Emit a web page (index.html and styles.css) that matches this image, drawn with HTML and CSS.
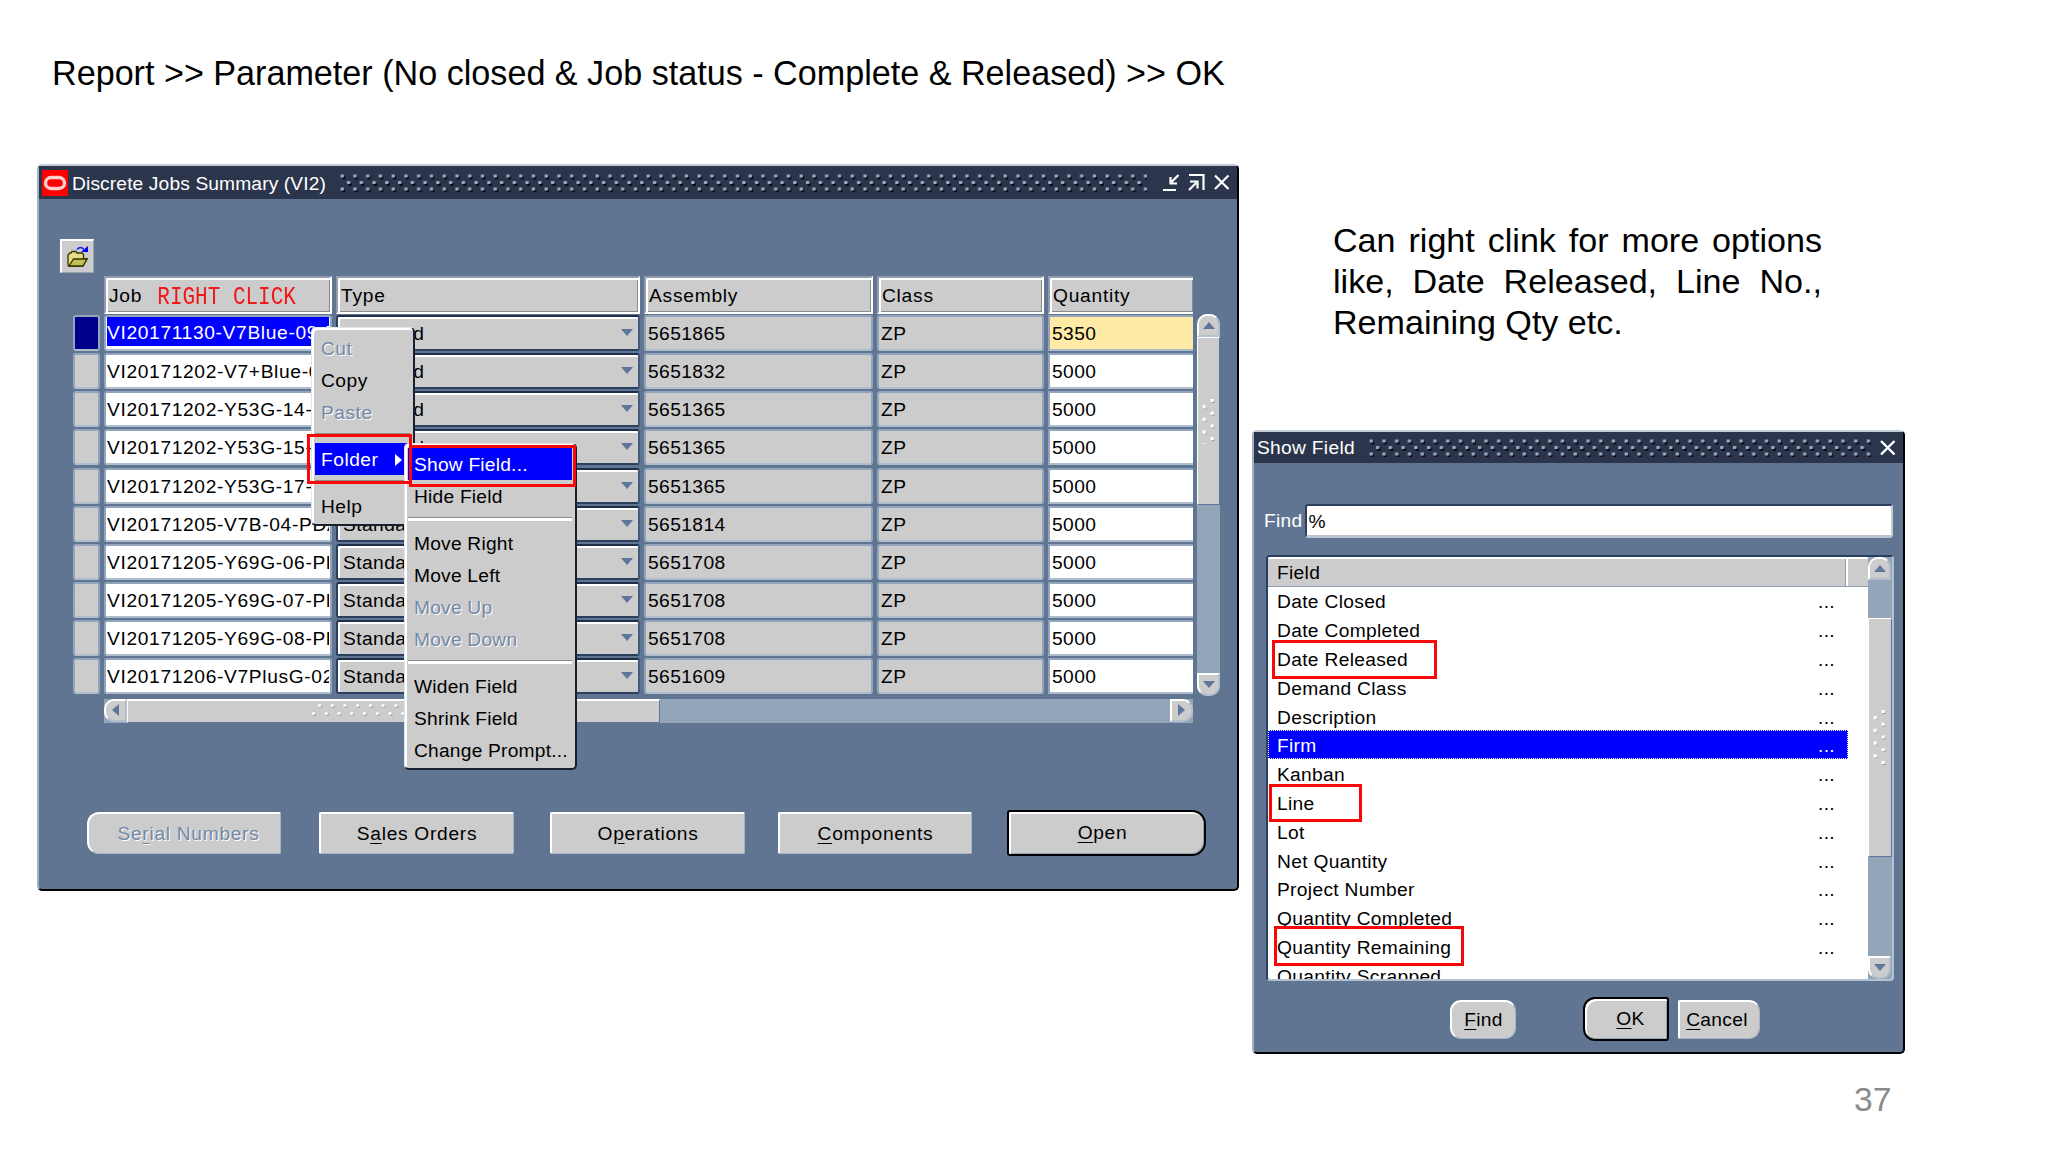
FILE: index.html
```
<!DOCTYPE html>
<html lang="en">
<head>
    <meta charset="UTF-8">
    <meta name="viewport" content="width=device-width, initial-scale=1.0">
    <title>Discrete Jobs Summary - Show Field</title>
    <link rel="stylesheet" href="styles.css">
</head>
<body>
<div class="slide">
    <!-- shared grip textures -->
    <svg class="defs" width="0" height="0">
        <defs>
            <pattern id="grip" width="12.75" height="13" patternUnits="userSpaceOnUse">
                <path d="M2 4h3.200M8.400 10.500h3.200" stroke="#070c18" stroke-width="3"/>
                <path d="M0.600 2h3.200M7 8.500h3.200" stroke="#9aacc0" stroke-width="2.800"/>
            </pattern>
            <pattern id="gripH" width="12.75" height="16" patternUnits="userSpaceOnUse">
                <path d="M8 3.6h3M2 11.6h3" stroke="#8d97a5" stroke-width="2"/>
                <path d="M7 2.5h3M1 10.5h3" stroke="#fff" stroke-width="2.6"/>
            </pattern>
            <pattern id="gripV" width="16" height="12.75" patternUnits="userSpaceOnUse">
                <path d="M11.5 3.6h3M3.5 9.8h3" stroke="#8d97a5" stroke-width="2.4"/>
                <path d="M10.5 2.5h3.4M2.5 8.7h3.4" stroke="#fff" stroke-width="3"/>
            </pattern>
        </defs>
    </svg>

    <h1 class="heading">Report &gt;&gt; Parameter (No closed &amp; Job status - Complete &amp; Released) &gt;&gt; OK</h1>
    <p class="note">Can right clink for more options like, Date Released, Line No., Remaining Qty etc.</p>
    <div class="page-number">37</div>

    <!-- Discrete Jobs Summary -->
    <section class="window jobs">
        <header class="titlebar">
            <svg class="logo" width="26" height="26" viewBox="0 0 26 26">
                <rect width="26" height="26" fill="#f00"/>
                <rect x="3.5" y="7.5" width="19" height="11" rx="5.5" fill="none" stroke="#ffd0d0" stroke-width="3.4"/>
            </svg>
            <span class="title">Discrete Jobs Summary (VI2)</span>
            <svg class="grip" height="18"><rect width="100%" height="18" fill="url(#grip)"/></svg>
            <svg class="controls" width="68" height="20" viewBox="0 0 68 20" fill="none" stroke="#fff" stroke-width="2.2">
                <path d="M0 17h13M15.500 2L8 9.500M7.500 4v6.500h6.500"/>
                <path d="M26 2h14.500v15" /><path d="M26 17l7-7M27 8.500h7.500v7"/>
                <path d="M52 2.500l13.500 13.500M65.500 2.500L52 16"/>
            </svg>
        </header>

        <button class="folder-btn">
            <svg width="24" height="24" viewBox="0 0 24 24">
                <path d="M2 19V9l2-2h1l1-1.500h4L11 7h5l1.500 1.500V13h3.500l-4 7H3z" fill="#e4de86" stroke="#333300" stroke-width="1.3"/>
                <path d="M3 20l4.500-7H21l-4 7z" fill="#c6bf52" stroke="#333300" stroke-width="1.3"/>
                <path d="M11 3.500q3.500-4 7 0" fill="none" stroke="#2222ee" stroke-width="1.600"/>
                <path d="M22 0v6h-7z" fill="#00f"/>
            </svg>
        </button>

        <div class="grid">
            <div class="headers">
                <span class="head">Job <b class="hint">RIGHT CLICK</b></span>
                <span class="head">Type</span>
                <span class="head">Assembly</span>
                <span class="head">Class</span>
                <span class="head last">Quantity</span>
            </div>
            <div class="rows" id="rows"></div>
            <div class="vscroll">
                <i class="arrow up"></i>
                <div class="thumb"><svg width="18" height="46"><rect width="18" height="46" fill="url(#gripV)"/></svg></div>
                <i class="arrow down"></i>
            </div>
            <div class="hscroll">
                <i class="arrow left"></i>
                <div class="thumb"><svg width="166" height="16"><rect width="166" height="16" fill="url(#gripH)"/></svg></div>
                <i class="arrow right"></i>
            </div>
        </div>

        <div class="actions">
            <button class="btn serial" disabled>Se<u>r</u>ial Numbers</button>
            <button class="btn sales">S<u>a</u>les Orders</button>
            <button class="btn operations">O<u>p</u>erations</button>
            <button class="btn components"><u>C</u>omponents</button>
            <button class="btn open"><u>O</u>pen</button>
        </div>
    </section>

    <!-- right click menus -->
    <ul class="menu context">
        <li class="off">Cut</li>
        <li>Copy</li>
        <li class="off">Paste</li>
        <li class="sep"></li>
        <li class="active">Folder<i class="more"></i></li>
        <li class="sep"></li>
        <li>Help</li>
    </ul>
    <ul class="menu submenu">
        <li class="active">Show Field...</li>
        <li>Hide Field</li>
        <li class="sep"></li>
        <li>Move Right</li>
        <li>Move Left</li>
        <li class="off">Move Up</li>
        <li class="off">Move Down</li>
        <li class="sep"></li>
        <li>Widen Field</li>
        <li>Shrink Field</li>
        <li>Change Prompt...</li>
    </ul>
    <div class="mark mark-folder"></div>
    <div class="mark mark-show"></div>

    <!-- Show Field dialog -->
    <section class="window fields">
        <header class="titlebar">
            <span class="title">Show Field</span>
            <svg class="grip" height="18"><rect width="100%" height="18" fill="url(#grip)"/></svg>
            <svg class="controls" width="18" height="18" viewBox="0 0 18 18" fill="none" stroke="#fff" stroke-width="2.4">
                <path d="M2 2l13.500 13.500M15.500 2L2 15.500"/>
            </svg>
        </header>
        <div class="find">
            <label for="find">Find</label>
            <input id="find" type="text" value="%">
        </div>
        <div class="list">
            <div class="list-main">
                <div class="list-head"><span>Field</span></div>
                <div class="list-items" id="fields"></div>
            </div>
            <div class="vscroll">
                <i class="arrow up"></i>
                <div class="thumb"><svg width="18" height="58"><rect width="18" height="58" fill="url(#gripV)"/></svg></div>
                <i class="arrow down"></i>
            </div>
        </div>
        <div class="actions">
            <button class="btn find-btn"><u>F</u>ind</button>
            <button class="btn ok"><u>O</u>K</button>
            <button class="btn cancel"><u>C</u>ancel</button>
        </div>
    </section>
    <div class="mark mark-released"></div>
    <div class="mark mark-line"></div>
    <div class="mark mark-remaining"></div>
</div>

<script>
    const jobs = [
        ["VI20171130-V7Blue-09-PD", "5651865", "5350"],
        ["VI20171202-V7+Blue-03-PD", "5651832", "5000"],
        ["VI20171202-Y53G-14-PD", "5651365", "5000"],
        ["VI20171202-Y53G-15-PD", "5651365", "5000"],
        ["VI20171202-Y53G-17-PD", "5651365", "5000"],
        ["VI20171205-V7B-04-PDA", "5651814", "5000"],
        ["VI20171205-Y69G-06-PD", "5651708", "5000"],
        ["VI20171205-Y69G-07-PD", "5651708", "5000"],
        ["VI20171205-Y69G-08-PD", "5651708", "5000"],
        ["VI20171206-V7PlusG-02", "5651609", "5000"]
    ];

    document.getElementById("rows").innerHTML = jobs.map((job, i) => `
        <div class="row${i === 0 ? " current" : ""}">
            <span class="marker"></span>
            <span class="cell job"><em>${job[0]}</em></span>
            <span class="cell type">Standard<i class="drop"></i></span>
            <span class="cell">${job[1]}</span>
            <span class="cell">ZP</span>
            <span class="cell qty">${job[2]}</span>
        </div>`).join("");

    const fields = ["Date Closed", "Date Completed", "Date Released", "Demand Class", "Description",
        "Firm", "Kanban", "Line", "Lot", "Net Quantity", "Project Number",
        "Quantity Completed", "Quantity Remaining", "Quantity Scrapped"];

    document.getElementById("fields").innerHTML = fields.map(name => `
        <div class="item${name === "Firm" ? " selected" : ""}"><span>${name}</span><span class="dots">...</span></div>`).join("");
</script>
</body>
</html>
```

FILE: styles.css
```
* {
    box-sizing: border-box;
}
body {
    margin: 0;
    background: #fff;
    font-family: "Liberation Sans", Arial, sans-serif;
    color: #000;
}
.slide {
    position: relative;
    width: 2048px;
    height: 1152px;
    overflow: hidden;
}
.defs {
    position: absolute;
}
.heading {
    position: absolute;
    left: 52px;
    top: 53px;
    margin: 0;
    font-size: 34.15px;
    line-height: 40px;
    font-weight: normal;
    white-space: nowrap;
}
.note {
    position: absolute;
    left: 1333px;
    top: 220px;
    width: 489px;
    margin: 0;
    font-size: 34.1px;
    line-height: 41px;
    text-align: justify;
}
.page-number {
    position: absolute;
    left: 1854px;
    top: 1080px;
    font-size: 33.6px;
    line-height: 40px;
    color: #8b8b8b;
}

/* windows */
.window {
    position: absolute;
    display: flex;
    flex-direction: column;
    background: #607591;
    border: 2px solid #000;
    border-top-color: #c3ccd6;
    border-left-color: #a3b1c1;
    border-radius: 5px;
    font-size: 19.2px;
    letter-spacing: 0.42px;
}
.jobs {
    left: 37px;
    top: 164px;
    width: 1202px;
    height: 727px;
}
.fields {
    left: 1252px;
    top: 430px;
    width: 653px;
    height: 624px;
}
.titlebar {
    display: flex;
    align-items: center;
    height: 33px;
    flex: none;
    background: #2b364c;
    color: #fff;
    padding: 0 6px 0 3px;
}
.title {
    margin-left: 4px;
    padding-top: 2px;
    letter-spacing: 0.13px;
    white-space: nowrap;
}
.grip {
    flex: 1;
    min-width: 0;
    margin-left: 14px;
}
.controls {
    margin-left: 16px;
}
.fields .controls {
    margin-left: 8px;
}

/* buttons */
button {
    font: inherit;
    letter-spacing: inherit;
    color: #000;
    padding: 0;
    border: 0;
    background: #ccc;
}
.folder-btn {
    width: 34px;
    height: 34px;
    margin: 40px 0 0 21px;
    padding: 5px 4px;
    border: 1px solid #98a3b0;
    border-top: 2px solid #fff;
    border-left: 2px solid #fff;
}
.actions {
    display: flex;
}
.btn {
    height: 42px;
    border-top: 2px solid #fff;
    border-left: 2px solid #fff;
    border-right: 1px solid #a6b4c4;
    border-bottom: 1px solid #a6b4c4;
    border-radius: 2px;
}
.btn:disabled {
    color: #7488a6;
    text-shadow: 1px 1px 0 #fff;
}
u {
    text-underline-offset: 3px;
}

/* jobs grid */
.grid {
    display: grid;
    grid-template-columns: 1156px 24px;
    grid-template-rows: 38px 381.5px 26px;
    margin: 3px 0 0 0;
    height: 446px;
}
.headers {
    grid-column: 1;
    display: grid;
    grid-template-columns: 228px 304px 229px 167px 145px;
    column-gap: 4px;
    padding-left: 65px;
}
.head {
    height: 38px;
    padding: 0 0 0 3px;
    line-height: 36px;
    letter-spacing: 0.75px;
    background: #ccc;
    border: 2px solid #fff;
    border-top-color: #909cab;
    border-left-color: #909cab;
    box-shadow: inset 2px 2px #fff, inset -1px -1px #8b8b8b;
    white-space: nowrap;
}
.head.last {
    border-right: 0;
}
.hint {
    display: inline-block;
    margin-left: 9px;
    font: normal 21px "Liberation Mono", monospace;
    letter-spacing: 0;
    color: #f01818;
    transform: scaleY(1.22);
    transform-origin: 50% 40%;
}
.rows {
    grid-column: 1;
}
.row {
    display: grid;
    grid-template-columns: 27px 228px 304px 229px 167px 145px;
    column-gap: 4px;
    padding: 1px 0 0 34px;
    height: 38.15px;
}
.marker,
.cell {
    height: 36px;
    background: #ccc;
    border: 2px solid #93a5bc;
    border-bottom-color: #aebdcd;
    border-radius: 3px;
}
.current .marker {
    background: #00008b;
}
.cell {
    position: relative;
    padding-left: 2px;
    line-height: 33px;
    overflow: hidden;
    white-space: nowrap;
}
.job {
    background: #fff;
    padding: 0 1px;
}
.job em {
    display: block;
    font-style: normal;
    overflow: hidden;
    letter-spacing: 0.65px;
}
.current .job em {
    background: #00f;
    color: #fff;
    height: 29px;
    line-height: 32px;
}
.type {
    padding-left: 5px;
    border: 2px solid #2b3f60;
    border-top-color: #1f2e49;
    border-right-color: #43597b;
    box-shadow: inset 2px 2px #fff;
}
.drop {
    position: absolute;
    right: 5px;
    top: 12px;
    border: 6px solid transparent;
    border-top: 7px solid #60759b;
    border-bottom: 0;
}
.qty {
    background: #fff;
    border-right: 0;
    border-radius: 0;
}
.current .qty {
    background: #ffeba5;
}

/* scrollbars */
.vscroll,
.hscroll {
    display: flex;
    background: #93a5b8;
}
.vscroll {
    flex-direction: column;
    width: 24px;
    border-radius: 11px;
}
.jobs .vscroll {
    grid-column: 2;
    grid-row: 2;
    margin-left: 2px;
    width: 23px;
}
.hscroll {
    grid-column: 1;
    grid-row: 3;
    margin-left: 65px;
    margin-top: 3px;
    width: 1089px;
    height: 24px;
}
.arrow {
    display: flex;
    align-items: center;
    justify-content: center;
    flex: none;
    width: 23px;
    height: 23px;
    background: #ccc;
    border: 2px solid #fff;
    border-right-color: #b3bfcc;
    border-bottom-color: #b3bfcc;
}
.arrow::before {
    content: "";
    border: 6px solid transparent;
}
.up {
    border-radius: 10px 10px 0 0;
}
.up::before {
    border-bottom: 7px solid #60759b;
    border-top: 0;
}
.down {
    border-radius: 0 0 10px 10px;
    margin-top: auto;
}
.down::before {
    border-top: 7px solid #60759b;
    border-bottom: 0;
}
.left {
    border-radius: 10px 0 0 10px;
}
.left::before {
    border-right: 7px solid #60759b;
    border-left: 0;
}
.right {
    border-radius: 0 10px 10px 0;
    margin-left: auto;
}
.right::before {
    border-left: 7px solid #60759b;
    border-right: 0;
}
.thumb {
    display: flex;
    align-items: center;
    justify-content: center;
    background: #ccc;
    border: 1px solid #fff;
    border-right-color: #60759b;
    border-bottom-color: #60759b;
}
.jobs .vscroll .thumb {
    height: 168px;
}
.hscroll .thumb {
    width: 533px;
    border-top-width: 2px;
}
.jobs .actions {
    margin: 0 0 0 48px;
    padding-top: 88px;
    align-items: center;
    letter-spacing: 0.7px;
}
.serial {
    width: 194px;
    margin-right: 38px;
    border-radius: 12px 2px 2px 12px;
    padding-left: 8px;
}
.sales {
    width: 195px;
    margin-right: 36px;
}
.operations {
    width: 195px;
    margin-right: 33px;
}
.components {
    width: 194px;
    margin-right: 35px;
}
.open {
    width: 199px;
    height: 46px;
    border: 2px solid #000;
    border-radius: 3px 14px 14px 3px;
    box-shadow: inset 2px 2px #fff, inset -1px -1px #93a5b8;
    padding-right: 8px;
}

/* menus */
.menu {
    position: absolute;
    margin: 0;
    padding: 4px 3px;
    list-style: none;
    background: #ccc;
    border: 1px solid #dfe6ee;
    border-right: 2px solid #18202e;
    border-bottom: 2px solid #18202e;
    border-radius: 5px;
    box-shadow: inset 2px 2px #fff;
    font-size: 19.2px;
    letter-spacing: 0.22px;
}
.menu li {
    display: flex;
    align-items: center;
    height: 32px;
    padding: 2px 0 0 6px;
    white-space: nowrap;
}
.menu li.sep {
    display: block;
    height: 15px;
    padding: 5px 0 0;
}
.menu li.sep::before {
    content: "";
    display: block;
    height: 3px;
    background: #fff;
    border-top: 1px solid #8b8b8b;
}
.menu li.active {
    background: #00f;
    color: #fff;
}
.menu li.off {
    color: #7488a6;
    text-shadow: 1px 1px 0 #fff;
}
.context {
    left: 311px;
    top: 327px;
    width: 104px;
    height: 199px;
    letter-spacing: 0.5px;
}
.submenu {
    left: 404px;
    top: 443px;
    width: 173px;
    height: 327px;
}
.more {
    margin-left: auto;
    margin-right: 8px;
    border: 6px solid transparent;
    border-left: 7px solid #fff;
    border-right: 0;
}

/* red highlight boxes */
.mark {
    position: absolute;
    border: 3px solid #f80808;
}
.mark-folder {
    left: 307px;
    top: 434px;
    width: 105px;
    height: 50px;
}
.mark-show {
    left: 409px;
    top: 445px;
    width: 167px;
    height: 42px;
}
.mark-released {
    left: 1272px;
    top: 640px;
    width: 165px;
    height: 39px;
}
.mark-line {
    left: 1269px;
    top: 784px;
    width: 93px;
    height: 38px;
}
.mark-remaining {
    left: 1274px;
    top: 926px;
    width: 190px;
    height: 40px;
}

/* show field dialog */
.fields {
    letter-spacing: 0.32px;
}
.fields .titlebar {
    height: 31px;
    padding-left: 0;
}
.fields .title {
    margin-left: 3px;
    padding-top: 0;
    letter-spacing: 0.3px;
}
.find {
    display: flex;
    align-items: center;
    margin: 41px 10px 0 10px;
    color: #fff;
}
.find input {
    flex: 1;
    height: 34px;
    margin-left: 2px;
    padding: 2px 0 0 2px;
    font: inherit;
    border: 2px solid #2b3f60;
    border-right-color: #c3ccd6;
    border-bottom: 3px solid #b8c3ce;
    border-radius: 3px;
}
.list {
    display: flex;
    height: 426px;
    margin: 17px 9px 0 12px;
    background: #fff;
    border: 2px solid #2b3f60;
    border-right-color: #b4c2d0;
    border-bottom-color: #b4c2d0;
    border-radius: 4px;
    overflow: hidden;
}
.list-main {
    flex: 1;
}
.list-head {
    display: flex;
    height: 29.5px;
    background: #ccc;
    border-top: 2px solid #fff;
    border-bottom: 1px solid #8d9bb3;
}
.list-head span {
    width: 580px;
    padding-left: 9px;
    line-height: 28px;
    border-right: 2px solid #fff;
    box-shadow: inset -1px 0 #8d9bb3;
}
.item {
    display: flex;
    justify-content: space-between;
    align-items: center;
    width: 580px;
    height: 28.8px;
    padding: 3px 13px 0 9px;
}
.item.selected {
    background: #00f;
    color: #fff;
    outline: 1px dotted #fff;
    outline-offset: -1px;
}
.list .vscroll {
    border-radius: 0;
}
.list .thumb {
    height: 239px;
    margin-top: 38px;
}
.fields .actions {
    margin: 16px 0 0 196px;
    align-items: center;
}
.fields .btn {
    height: 39px;
}
.find-btn {
    width: 66px;
    margin-right: 67px;
    border-radius: 11px;
}
.fields .ok {
    width: 86px;
    height: 44px;
    margin-right: 9px;
    padding-left: 9px;
    border: 2px solid #000;
    border-radius: 12px 3px 3px 12px;
    box-shadow: inset 2px 2px #fff, inset -1px -1px #93a5b8;
}
.cancel {
    width: 82px;
    padding-right: 5px;
    border-radius: 2px 11px 11px 2px;
}
```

= TASK TO CARRY OUT =
Return from the data every line that holds "styles".

= PROBLEM SOLUTION =
Emit a web page (index.html and styles.css) that matches this image, drawn with HTML and CSS.
    <link rel="stylesheet" href="styles.css">
FILE: styles.css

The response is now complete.